My first job was working as an umpire for a junior baseball league when I was about 13. I had one of those cool strike/ball/out counters and I basically got paid to watch baseball games. It was a nice experience in communicating with kids/parents, and I only ended up flubbing one call, but nobody got super mad or yelled or anything. I just had to lie to a kid because it was too late to change my mind.

Jenny Kaluva, Care Team

I worked at McDonald’s through most of high school, typically as the drive-through girl. Although McDonald’s employees get a bad rap, I really learned a strong work ethic since everything is dependent on team work and being efficient. Eventually I was able to deal with every type of person and personality there is, which carried over to future customer service positions. I am from a college town, so it was also fun to mingle with the college students that worked there – and I ended up meeting my best friend for life. We both still have a slight aversion to McDonald’s food.

Susie McCormick, Senior Marketing Writer

I did lots of babysitting when I was younger. But I started my first “job” at 15, working concessions at a movie theater when there were big blockbusters like E.T., Ghostbusters, early Indiana Jones movies, and The Karate Kid. I loved movies, so it was a blast! I overcame shyness by waiting on customers, and honed math skills – since we had to use calculators rather than registers to total the orders, make change, and track inventory. I popped hundreds of batches of addictive popcorn and served it with layers of fake butter, memorized lines from popular 80s movies, and developed lifelong close friendships with several coworkers.

Biz Daniel, Regional Vice President

I lifeguarded at both the beach and a country club pool (one year at the beach and eight at the country club). I grew up going to that pool and figured I was going to be there all summer anyway. I also swam on the swim team, so I was there with about 10 other friends from the time the pool opened till it closed every day (we were nicknamed the pool rats). So I figured I’d work and get some money to sit in the sun and watch people swim. The beach was a trial run (Virginia Beach) and it was crazy and stressful, so I just did that one summer. I did jump in the pool after one little girl, who was no more than three years old and looked a lot like Cindy Lou Who from the Grinch. Her mother was famous for coming in, setting up her spot for the day with all the other ladies, getting her drinks, and letting the little kid wander wherever she wanted. One day the little girl just walked up to the edge of the deep end and jumped in – so I jumped in after her and made sure she came up. That was about it – nothing too exciting.
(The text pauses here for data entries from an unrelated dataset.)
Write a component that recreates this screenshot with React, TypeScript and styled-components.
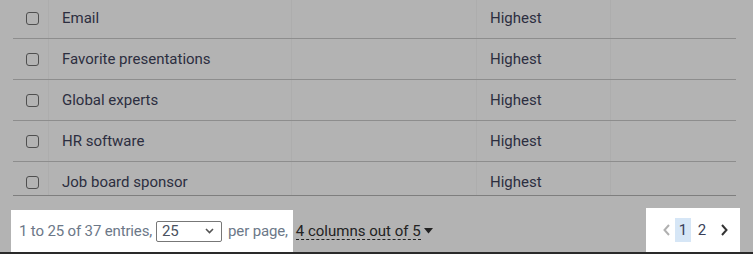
import React from "react";
import styled, { createGlobalStyle } from "styled-components";

const GlobalStyle = createGlobalStyle`
  html, body {
    margin: 0;
    padding: 0;
    background: #b3b3b3;
  }
  body {
    font-family: Roboto, "Liberation Sans", sans-serif;
  }
`;

const Page = styled.div`
  width: 753px;
  height: 254px;
  display: flex;
  flex-direction: column;
  background: #b3b3b3;
  border-bottom: 2px solid #2a2a2a;
  box-sizing: border-box;
  overflow: hidden;
`;

const TableWrap = styled.div`
  margin: 0 17px 0 13px;
  height: 196px;
  overflow: hidden;
  border-bottom: 1px solid #7e7e7e;
  box-sizing: border-box;
`;

const Rows = styled.div`
  margin-top: -2px;
`;

const Row = styled.div`
  display: grid;
  grid-template-columns: 35px 243px 185px 134px 1fr;
  height: 41px;
  border-bottom: 1px solid #8d8d8d;
  box-sizing: border-box;
`;

const Cell = styled.div`
  display: flex;
  align-items: center;
  padding: 0 13px;
  font-size: 15px;
  color: #2c2e40;
  white-space: nowrap;
  & + & {
    border-left: 1px solid #adadad;
  }
`;

const CheckCell = styled(Cell)`
  padding: 0 0 0 13px;
`;

const Box = styled.span`
  width: 13px;
  height: 13px;
  border: 1.5px solid #4f4f4f;
  border-radius: 3px;
  box-sizing: border-box;
`;

const Footer = styled.div`
  flex: 1;
  display: flex;
  justify-content: space-between;
  align-items: flex-end;
  padding: 0 13px 0 11px;
`;

const Left = styled.div`
  display: flex;
  align-items: center;
  height: 42px;
`;

const Summary = styled.div`
  display: flex;
  align-items: center;
  height: 42px;
  padding: 0 5px 0 8px;
  background: #ffffff;
  font-size: 15px;
  color: #6c7888;
  white-space: nowrap;
  letter-spacing: -0.15px;
`;

const Select = styled.div`
  display: flex;
  align-items: center;
  justify-content: space-between;
  width: 66px;
  height: 21px;
  margin: 0 6px 0 4px;
  padding: 0 7px 0 5px;
  border: 1px solid #777;
  border-radius: 2px;
  box-sizing: border-box;
  color: #4a5260;
`;

const Columns = styled.div`
  display: flex;
  align-items: center;
  margin-left: 3px;
  font-size: 15px;
  color: #222;
  white-space: nowrap;
`;

const Dotted = styled.span`
  border-bottom: 1px dashed #222;
  line-height: 16px;
  margin-right: 3px;
`;

const Pager = styled.div`
  display: flex;
  align-items: center;
  height: 44px;
  padding: 0 12px 0 17px;
  background: #ffffff;
`;

const Arrow = styled.span<{ muted?: boolean }>`
  display: flex;
  align-items: center;
  width: ${({ muted }) => (muted ? "12px" : "7px")};
  color: ${({ muted }) => (muted ? "#b0b0b0" : "#333")};
`;

const PageNum = styled.span<{ active?: boolean }>`
  display: flex;
  align-items: center;
  justify-content: center;
  width: ${({ active }) => (active ? "16px" : "8px")};
  height: 24px;
  margin-right: ${({ active }) => (active ? "7px" : "15px")};
  font-size: 15px;
  color: #3a3f58;
  background: ${({ active }) => (active ? "#d6e6f6" : "transparent")};
`;

const rows = ["Email", "Favorite presentations", "Global experts", "HR software", "Job board sponsor"];

export default function App() {
  return (
    <>
      <GlobalStyle />
      <Page>
        <TableWrap>
          <Rows>
            {rows.map((name) => (
              <Row key={name}>
                <CheckCell>
                  <Box />
                </CheckCell>
                <Cell>{name}</Cell>
                <Cell />
                <Cell>Highest</Cell>
                <Cell />
              </Row>
            ))}
          </Rows>
        </TableWrap>
        <Footer>
          <Left>
            <Summary>
              1 to 25 of 37 entries,
              <Select>
                <span>25</span>
                <svg width="9" height="6" viewBox="0 0 9 6">
                  <path d="M1 1l3.5 3.5L8 1" fill="none" stroke="#555" strokeWidth="1.6" />
                </svg>
              </Select>
              per page,
            </Summary>
            <Columns>
              <Dotted>4 columns out of 5</Dotted>
              <svg width="9" height="6" viewBox="0 0 9 6">
                <path d="M0 0h9L4.5 5.5z" fill="#222" />
              </svg>
            </Columns>
          </Left>
          <Pager>
            <Arrow muted>
              <svg width="7" height="12" viewBox="0 0 7 12">
                <path d="M6 1L1.5 6 6 11" fill="none" stroke="currentColor" strokeWidth="2" />
              </svg>
            </Arrow>
            <PageNum active>1</PageNum>
            <PageNum>2</PageNum>
            <Arrow>
              <svg width="7" height="12" viewBox="0 0 7 12">
                <path d="M1 1l4.5 5L1 11" fill="none" stroke="currentColor" strokeWidth="2" />
              </svg>
            </Arrow>
          </Pager>
        </Footer>
      </Page>
    </>
  );
}
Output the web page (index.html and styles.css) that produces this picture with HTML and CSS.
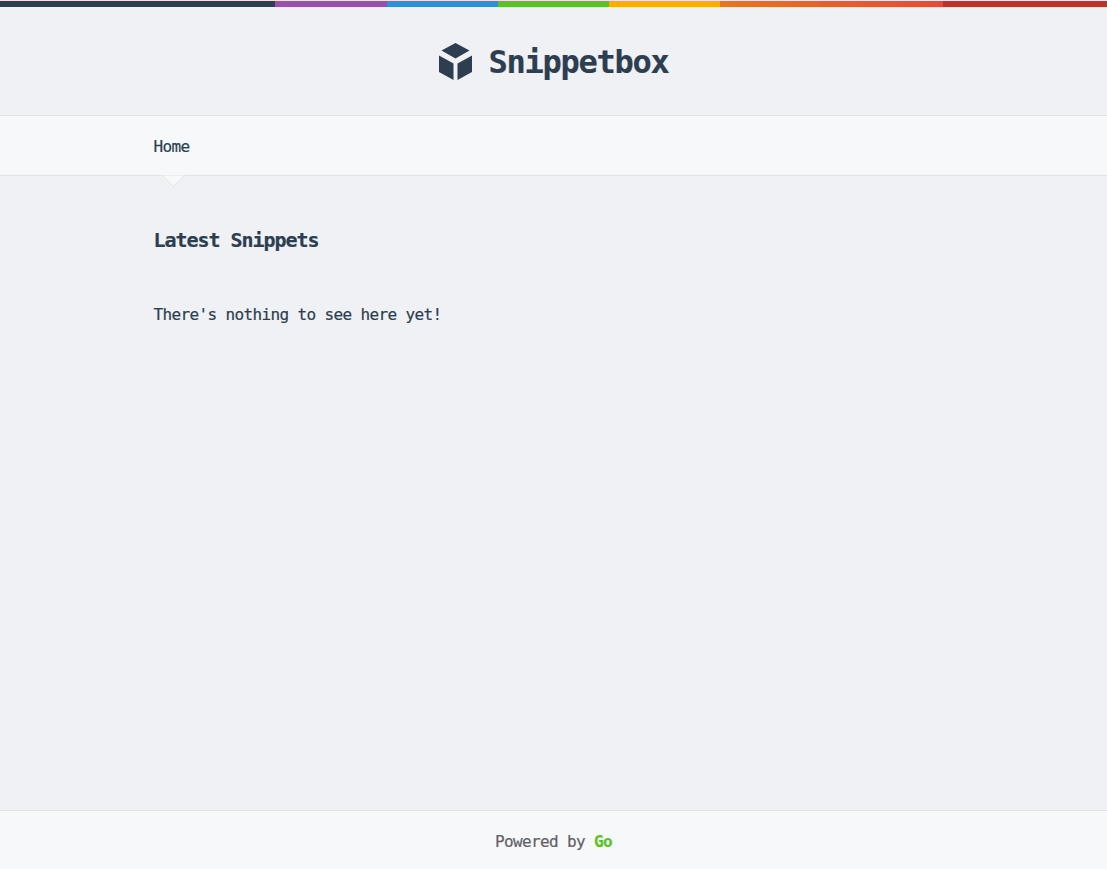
FILE: index.html
```
<!DOCTYPE html>
<html lang="en">
<head>
<meta charset="utf-8">
<title>Snippetbox</title>
<link rel="stylesheet" href="styles.css">
</head>
<body>
<header class="site-header">
  <h1 class="brand">
    <svg class="brand-icon" viewBox="0 0 33 37" aria-hidden="true"><path d="M16.5 0 L30.5 7.5 L16.5 15.5 L2.5 7.5 Z"/><path d="M0 12.5 L14.5 20.5 V37 L0 29 Z"/><path d="M33 12.5 L18.5 20.5 V37 L33 29 Z"/></svg>
    <span>Snippetbox</span>
  </h1>
</header>
<nav class="site-nav">
  <div class="container">
    <a class="nav-link live" href="#">Home</a>
  </div>
</nav>
<main class="container main">
  <h2 class="title">Latest Snippets</h2>
  <p class="message">There's nothing to see here yet!</p>
</main>
<footer class="site-footer">Powered by <a class="go" href="#">Go</a></footer>
</body>
</html>
```
FILE: styles.css
```
* { box-sizing: border-box; margin: 0; padding: 0; }
html, body { height: 100%; }
body {
  display: flex;
  flex-direction: column;
  min-height: 100vh;
  background: #eff1f5;
  color: #2c3e50;
  font-family: "DejaVu Sans Mono", monospace;
  font-size: 16px;
  letter-spacing: -0.63px;
  line-height: 27px;
  -webkit-text-stroke: 0.2px currentColor;
}
a { text-decoration: none; color: inherit; }
.site-header {
  height: 116px;
  padding-top: 38px;
  border-bottom: 1px solid #e1e3e6;
  background-image:
    linear-gradient(#f3dfe3, #f3dfe3),
    linear-gradient(to right, #2c3e50 24.85%, #9950ad 24.85%, #9950ad 35%, #2f8fd8 35%, #2f8fd8 45%, #5ac228 45%, #5ac228 55%, #ffab00 55%, #ffab00 65%, #e6761f 65%, #e64a36 85.2%, #bd3327 85.2%);
  background-size: 100% 1px, 100% 7px;
  background-repeat: no-repeat;
}
.brand {
  display: flex;
  justify-content: center;
  align-items: center;
  gap: 17px;
  font-size: 32px;
  letter-spacing: -1.27px;
  line-height: 48px;
  font-weight: 700;
}
.brand-icon { width: 33px; height: 37px; margin-bottom: 2px; fill: #2c3e50; }
.site-nav {
  height: 60px;
  padding-top: 17px;
  background: #f7f8fa;
  border-bottom: 1px solid #e1e3e6;
}
.container { width: 800px; margin: 0 auto; }
.nav-link { position: relative; display: inline-block; }
.nav-link.live::after {
  content: "";
  position: absolute;
  left: 11.5px;
  top: 34px;
  width: 16px;
  height: 16px;
  background: #f7f8fa;
  border-right: 1px solid #e1e3e6;
  border-bottom: 1px solid #e1e3e6;
  transform: rotate(45deg);
  clip-path: polygon(100% 0, 100% 100%, 0 100%);
}
.main { flex: 1; padding-top: 49px; }
.title {
  font-size: 20px;
  letter-spacing: -1.04px;
  line-height: 30px;
  font-weight: 700;
}
.message { margin-top: 46px; }
.site-footer {
  height: 59px;
  padding-top: 17px;
  text-align: center;
  background: #f7f8fa;
  border-top: 1px solid #e1e3e6;
  color: #5f6164;
}
.go { color: #5ac228; font-weight: 700; }
```
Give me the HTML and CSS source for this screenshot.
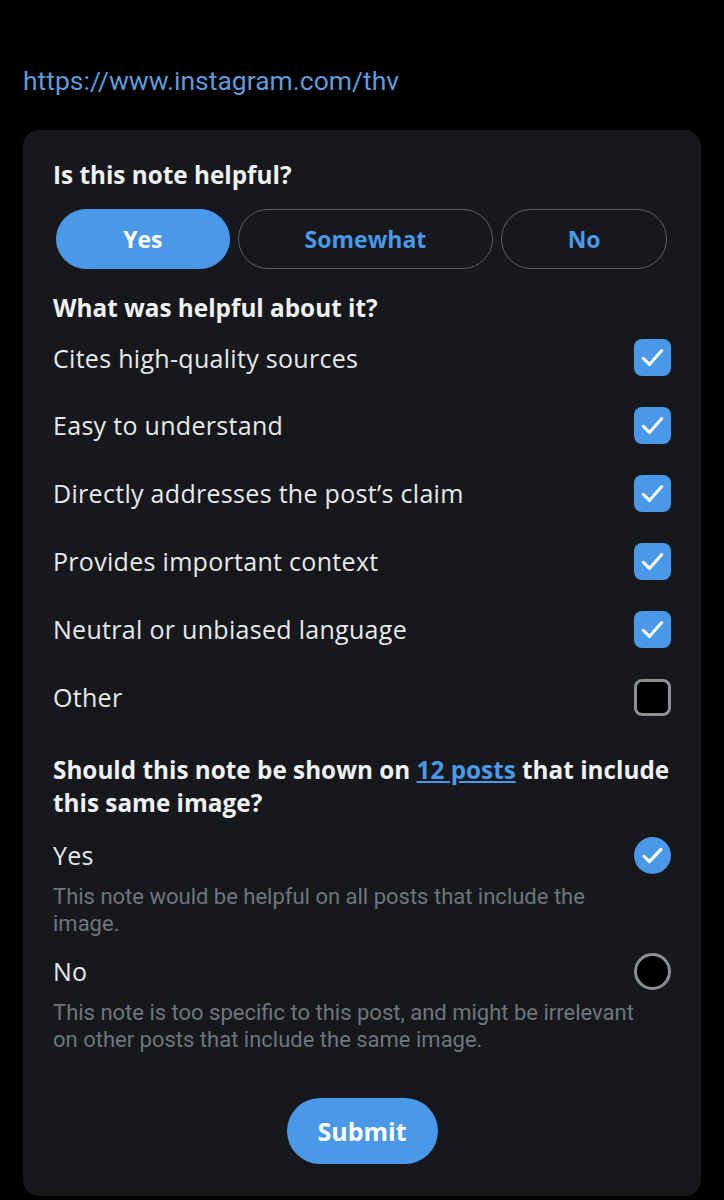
FILE: index.html
```html
<!DOCTYPE html>
<html>
  <head>
    <title>Rate note</title>
    <link rel="stylesheet" href="styles.css">
  </head>
  <body>
    <a class="source" href="#">https://www.instagram.com/thv</a>
    <div class="card">
      <h3 class="question">Is this note helpful?</h3>
      <div class="choices">
        <a href="#" class="choice choice-yes active">Yes</a>
        <a href="#" class="choice choice-somewhat">Somewhat</a>
        <a href="#" class="choice choice-no">No</a>
      </div>

      <h3 class="question">What was helpful about it?</h3>
      <div class="reasons">
        <div class="reason"><span>Cites high-quality sources</span><span class="box checked"><svg viewBox="0 0 24 24"><path d="M6 12.5l4 4 8-9"/></svg></span></div>
        <div class="reason"><span>Easy to understand</span><span class="box checked"><svg viewBox="0 0 24 24"><path d="M6 12.5l4 4 8-9"/></svg></span></div>
        <div class="reason"><span>Directly addresses the post’s claim</span><span class="box checked"><svg viewBox="0 0 24 24"><path d="M6 12.5l4 4 8-9"/></svg></span></div>
        <div class="reason"><span>Provides important context</span><span class="box checked"><svg viewBox="0 0 24 24"><path d="M6 12.5l4 4 8-9"/></svg></span></div>
        <div class="reason"><span>Neutral or unbiased language</span><span class="box checked"><svg viewBox="0 0 24 24"><path d="M6 12.5l4 4 8-9"/></svg></span></div>
        <div class="reason"><span>Other</span><span class="box"></span></div>
      </div>

      <h3 class="question wide">Should this note be shown on <a href="#">12 posts</a> that include this same image?</h3>
      <div class="option">
        <div class="option-head"><span>Yes</span><span class="radio checked"><svg viewBox="0 0 24 24"><path d="M6.5 12.5l3.5 3.5 7.5-8"/></svg></span></div>
        <p class="hint">This note would be helpful on all posts that include the image.</p>
      </div>
      <div class="option">
        <div class="option-head"><span>No</span><span class="radio"></span></div>
        <p class="hint">This note is too specific to this post, and might be irrelevant on other posts that include the same image.</p>
      </div>

      <div class="submitrow">
        <a href="#" class="submit">Submit</a>
      </div>
    </div>
  </body>
</html>
```

FILE: styles.css
```css
body{
	margin:0;
	background:#000000;
	font-family:"Open Sans", "Noto Sans", Arial, sans-serif;
	color:#e7e9ea;
}

a{
	text-decoration:none;
}

.source{
	display:block;
	padding:65px 23px 0 23px;
	height:65px;
	font-family:Roboto, Arial, sans-serif;
	font-size:26.5px;
	color:#5f9bd8;
}

.card{
	margin:0 23px;
	background:#16181c;
	border-radius:16px;
	padding:28px 30px 30px 30px;
	height:1008px;
}

.question{
	margin:0;
	font-size:24.3px;
	font-weight:bold;
	line-height:33px;
	color:#eff1f2;
}

.question a{
	color:#4a99e9;
	text-decoration:underline;
}

.choices{
	display:flex;
	gap:8px;
	padding:18px 4px 22px 3px;
}

.choice{
	display:flex;
	align-items:center;
	justify-content:center;
	height:58px;
	border:1px solid #5b5f63;
	border-radius:30px;
	font-size:23px;
	font-weight:bold;
	color:#4a99e9;
}

.choice-yes{ width:172px; }
.choice-somewhat{ width:254px; }
.choice-no{ width:164px; }

.choice.active{
	background:#4a99e9;
	border-color:#4a99e9;
	color:#ffffff;
}

.reasons{
	padding:0 0 22px 0;
}

.reason{
	display:flex;
	justify-content:space-between;
	align-items:center;
	height:68px;
	font-size:25px;
	letter-spacing:0.3px;
}

.reason:first-child{
	height:67px;
}

.box{
	width:37px;
	height:37px;
	box-sizing:border-box;
	border:3px solid #8b8f93;
	border-radius:8px;
	background:#000000;
}

.box.checked, .radio.checked{
	background:#4a99e9;
	border:none;
}

.box svg, .radio svg{
	display:block;
	width:100%;
	height:100%;
	fill:none;
	stroke:#ffffff;
	stroke-width:2;
	stroke-linecap:round;
	stroke-linejoin:round;
}

.question.wide{
	margin-bottom:16px;
}

.option-head{
	display:flex;
	justify-content:space-between;
	align-items:center;
	height:40px;
	font-size:25px;
	letter-spacing:0.3px;
}

.radio{
	width:37px;
	height:37px;
	box-sizing:border-box;
	border:3px solid #8b8f93;
	border-radius:50%;
	background:#000000;
}

.hint{
	margin:8px 0 14px 0;
	max-width:592px;
	font-family:Roboto, Arial, sans-serif;
	font-size:22px;
	line-height:27px;
	color:#6e767d;
}

.submitrow{
	display:flex;
	justify-content:center;
	padding-top:31px;
}

.submit{
	display:flex;
	align-items:center;
	justify-content:center;
	width:151px;
	height:66px;
	border-radius:33px;
	background:#4a99e9;
	color:#ffffff;
	font-size:25px;
	font-weight:bold;
}
```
Renola Swoboda, Senior Social Media Specialist

I worked at a resale shop that had wares from regular folks and the rich and famous (Mike Jordan, Harold Ramis, etc.). My job was restocking the shelves with new items, handling returns, maintaining and managing the fitting rooms. It was fun working with all the volunteer grandmas, and rewarding because a percentage of the profits went to help community programs.